Boucher succeeded Dave Richardson as South Africa's first choice wicketkeeper in early 1998 and, barring a brief spell in 2004 when he was dropped, he has held that role ever since. That record of longevity over a 15-year period has been matched only by Pakistan's Wasim Bari and Deryck Murray of the West Indies, of wicketkeepers of the modern era.

Boucher's left eye injury photo
He was still raw on the first of his three tours of England in 1998 when Bob Woolmer was South Africa's coach. Boucher described both Woolmer and Richard Pybus, his junior coach in East London who was recently appointed by Bangladesh, as major influences on his development.

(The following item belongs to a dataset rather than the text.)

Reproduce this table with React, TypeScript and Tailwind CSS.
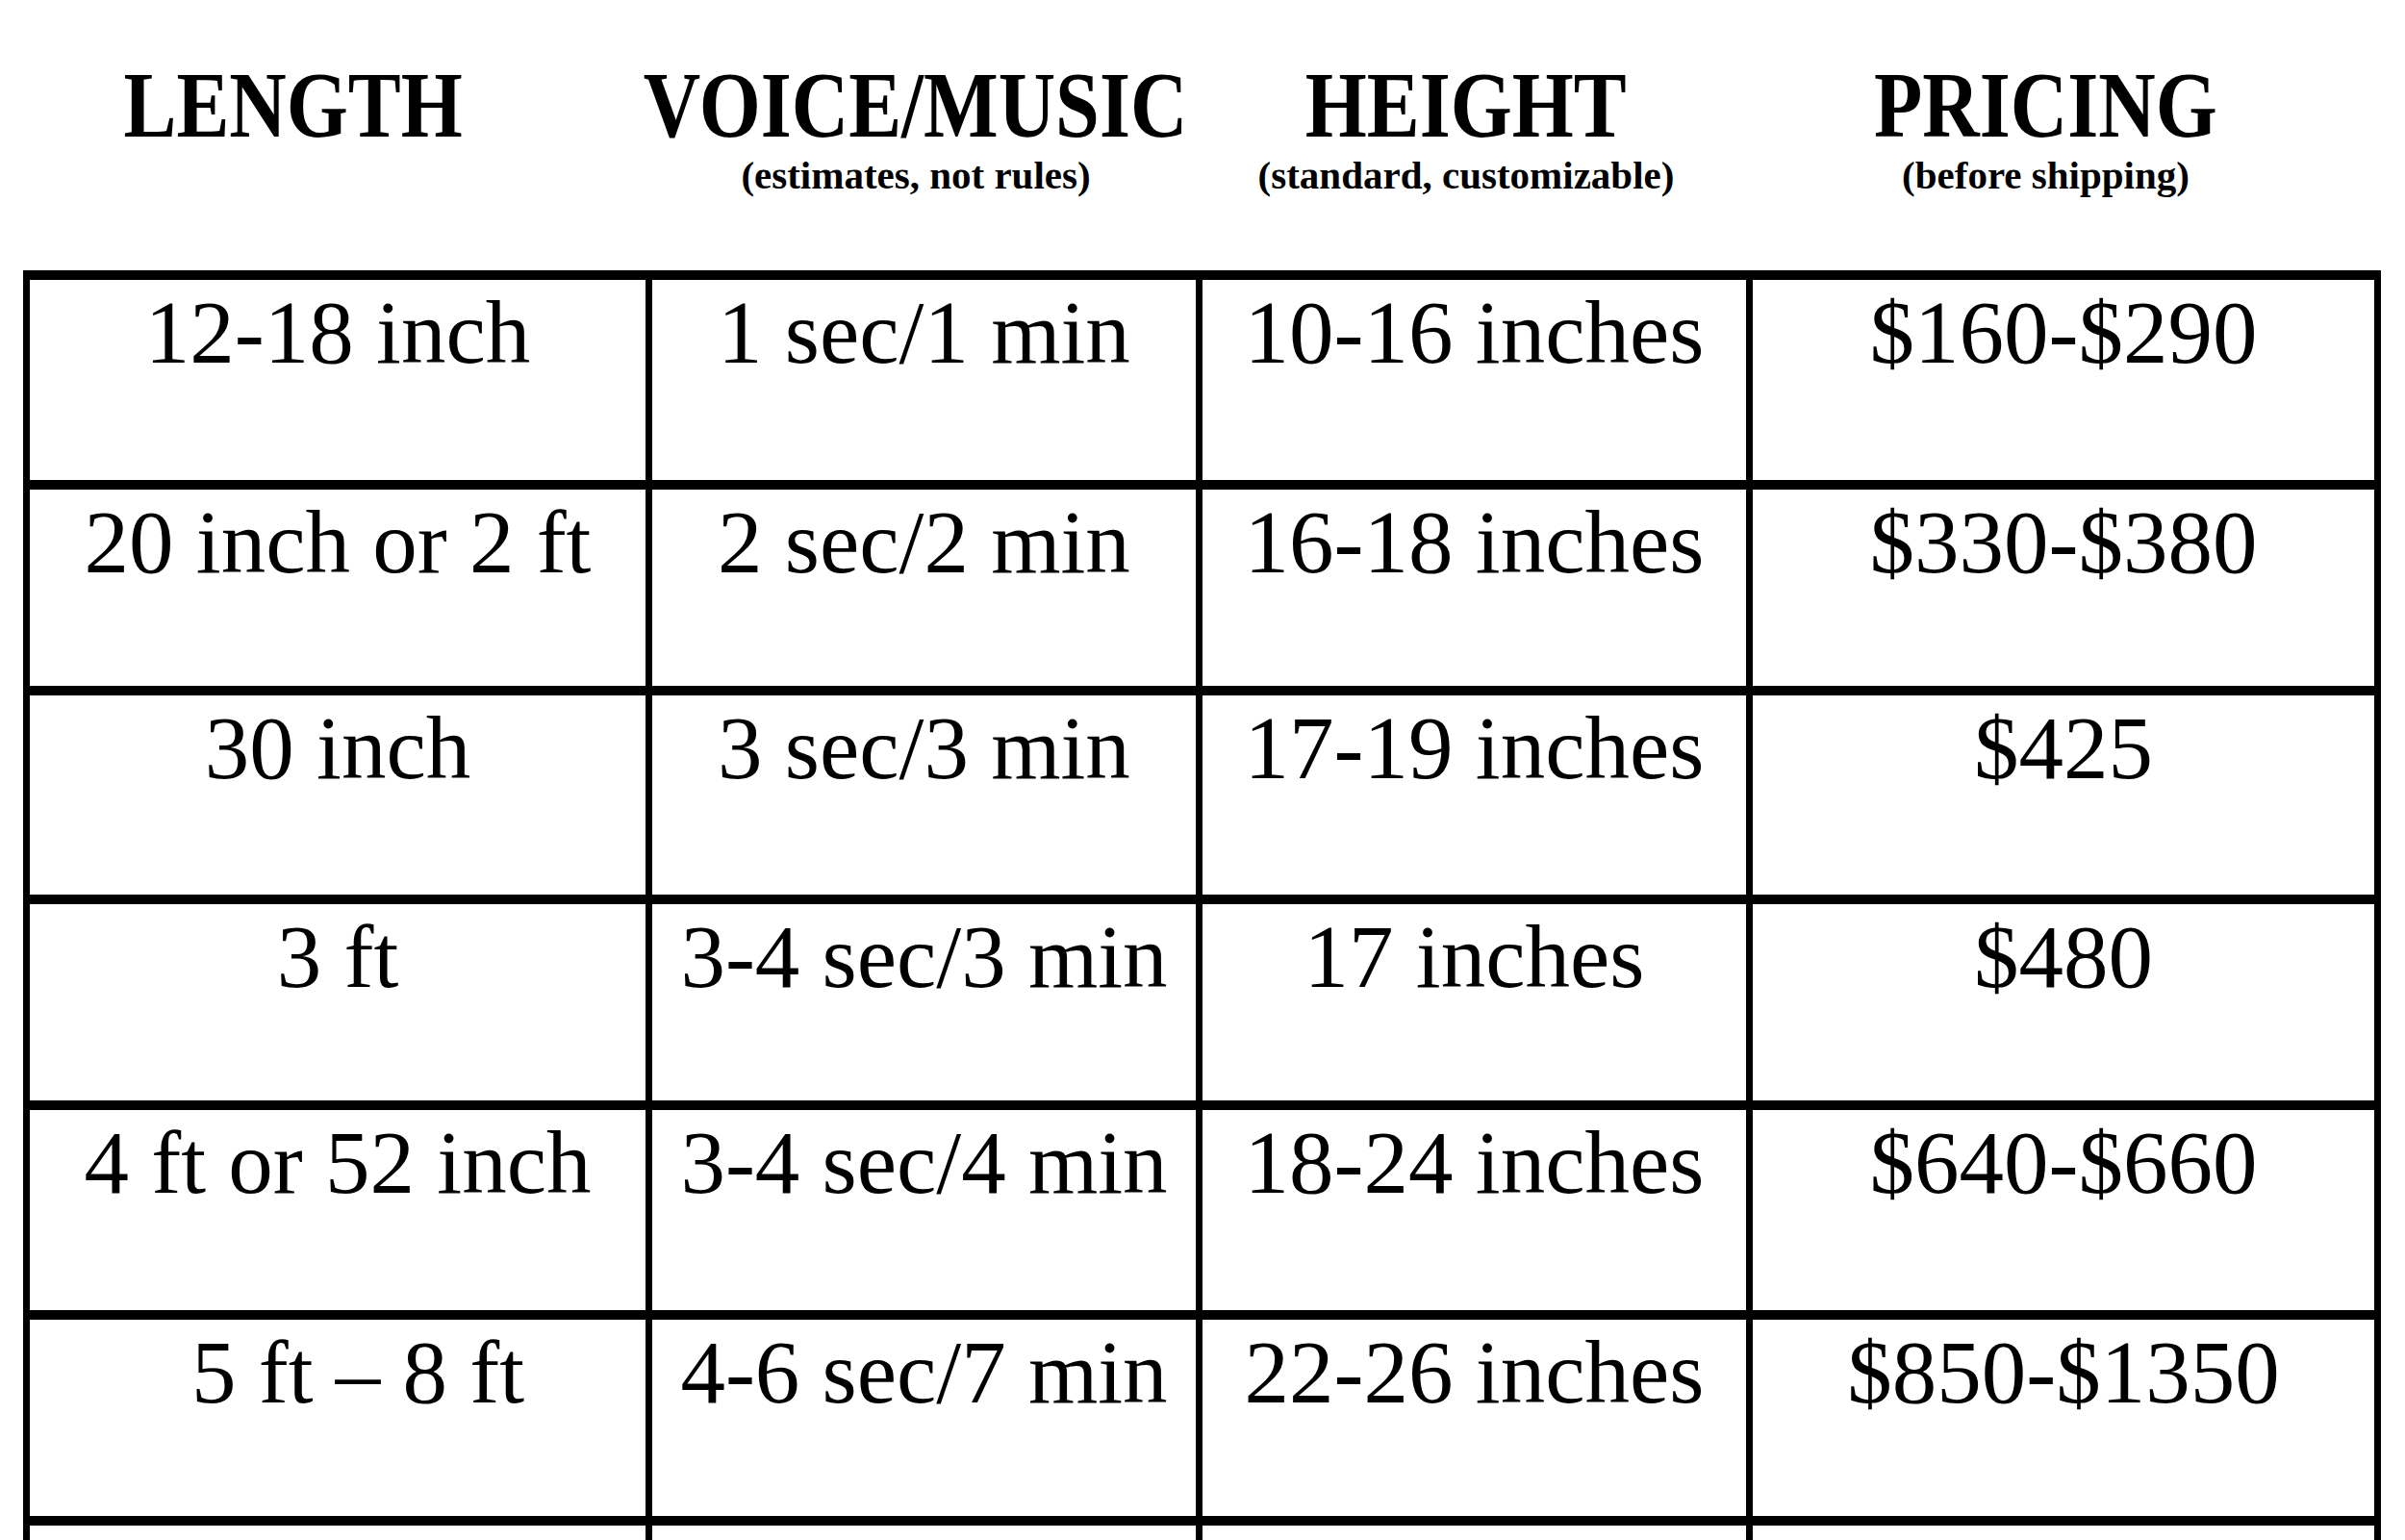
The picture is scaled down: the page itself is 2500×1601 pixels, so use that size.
export default function App() {
  const headers = [
    { title: 'LENGTH', note: '' },
    { title: 'VOICE/MUSIC', note: '(estimates, not rules)' },
    { title: 'HEIGHT', note: '(standard, customizable)' },
    { title: 'PRICING', note: '(before shipping)' },
  ]

  const rows = [
    { h: 208, cells: ['12-18 inch', '1 sec/1 min', '10-16 inches', '$160-$290'] },
    { h: 204, cells: ['20 inch or 2 ft', '2 sec/2 min', '16-18 inches', '$330-$380'] },
    { h: 207, cells: ['30 inch', '3 sec/3 min', '17-19 inches', '$425'] },
    { h: 204, cells: ['3 ft', '3-4 sec/3 min', '17 inches', '$480'] },
    { h: 208, cells: ['4 ft or 52 inch', '3-4 sec/4 min', '18-24 inches', '$640-$660'] },
    { h: 204, cells: ['5 ft \u2013 8 ft', '4-6 sec/7 min', '22-26 inches', '$850-$1350'] },
    { h: 204, cells: ['', '', '', ''] },
  ]

  const widths = ['w-[647px]', 'w-[572px]', 'w-[572px]', 'w-[653px]']

  return (
    <div className="h-[1601px] w-[2500px] overflow-hidden bg-white text-black font-['Liberation_Serif',serif]">
      {/* Column headings */}
      <div className="h-[281px] pt-[60px] grid grid-cols-[609px_686px_458px_1fr]">
        {headers.map((col, i) => (
          <div key={i} className="flex flex-col items-center">
            <span className="inline-block text-[98px] leading-none font-bold scale-x-[0.84] whitespace-nowrap">
              {col.title}
            </span>
            {col.note && (
              <span className="mt-[4px] text-[41px] leading-none font-bold whitespace-nowrap">{col.note}</span>
            )}
          </div>
        ))}
      </div>

      {/* Table */}
      <div className="ml-[24px] w-[2451px] border-t-[10px] border-r-[7px] border-black">
        {rows.map((row, r) => (
          <div key={r} className="flex border-b-[10px] border-black" style={{ height: row.h + 10 }}>
            {row.cells.map((cell, c) => (
              <div
                key={c}
                className={`${widths[c]} shrink-0 border-l-[7px] border-black pt-[8px] text-center text-[93px] leading-none whitespace-nowrap ${
                  r === 5 && c === 0 ? 'pl-[42px]' : ''
                }`}
              >
                {cell}
              </div>
            ))}
          </div>
        ))}
      </div>
    </div>
  )
}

All his coaches and team-mates praised his attitude, which was often shown in the valuable runs he scored low down the batting order – 5,515 in all, second only to Adam Gilchrist among keepers, at a healthy average of 30.3. Mickey Arthur, the former South Africa coach, reflected in the Old Trafford pavilion in his current role in charge of Australia on the key role Boucher had played in securing the series win when they were last in England in 2008.

"The Test match we won at Edgbaston was on the back of a very good innings by Graeme Smith," said Arthur. "But Bouch was there at the end of it, and in his fighting way I remember him pointing the bat at Alastair Cook in one instance. I remember him telling me at tea time, he said 'coach if I'm at the wicket, and I will be there, we're going to win the series, we didn't come all the way to lose this'. That just typified exactly what he was like. He was always in there, he was always up for a challenge.
Wicket-keeper Mark Boucher is rushed to hospital for emergency surgery after a freak accident at a Somerset vs South African friendly on Monday.


"I know he wanted to come here because he wanted it to be his real swansong as a Test series, so it's really disappointing it ends this way for Mark. I've got lots of memories as his coach, too many memories. I was really close to Mark, I had a special affinity for him, I knew his family very well, for a time we lived in the same city, and I coached him at state level.

"I coached him for the period he was out of the South African side, when he got dropped for the first time and then got back into the team. So we went through a lot of hard times together, a lot of blood, sweat and tears with Bouch.

"I've been in contact, and it is uncertain for him. Let's just hope that he gets his eyesight back and everything's good."

South Africa's current coach, Gary Kirsten, confirmed that De Villiers will keep for the first Test which starts at The Oval next Thursday, but they are expected to call a replacement into the squad.